Sometimes important events come with surprising coincidence, and inasmuch as this is a memorial tribute, I am sure Karlheinz would want me to mention the great American musicologist H. Wiley Hitchcock and the distinguished American composer Andrew Imbrie, with whom I studied Twentieth-Century Chamber Music Analysis at Berkeley, since all three died on the same day, December 5, 2007. And in the same spirit, but on a much more tragic note, the untimely and much-unsung deaths of Terry Jennings, who was murdered on December 11, 1981, and Cornelius Cardew, whose end came from a hit-and-run driver two days later.

I want to thank Karlheinz for being there for me as an inspiration in the late ’50s. Also, it was partly through his influence that I went on to be inspired by Cage.
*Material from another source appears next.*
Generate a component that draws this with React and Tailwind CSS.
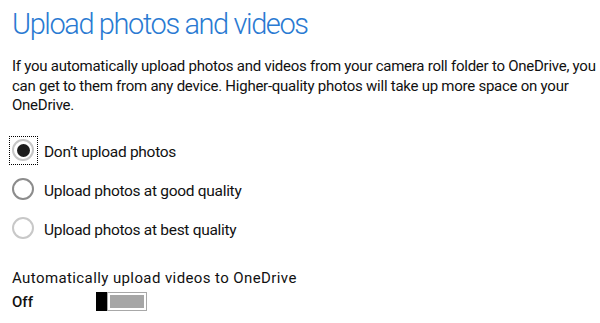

When we heard that Karlheinz had died, Marian and I said to each other almost simultaneously that it was hard to believe, because he was such a strong presence it seemed like he would live forever. Two days later, one of my students from Ireland, Brendan O’Connor, wrote to us and said, “I am stunned. I thought he might live forever. What a man, and what a composer. He’ll live on in our hearts and minds forever more.” Such is the impact of one who dedicates his life to his dream, his vision, with purity and never-ending commitment. Of course, his music and his influence will live on forever, eternally reminding us of . . . how time passes . . .

La Monte Young is a New York–based composer.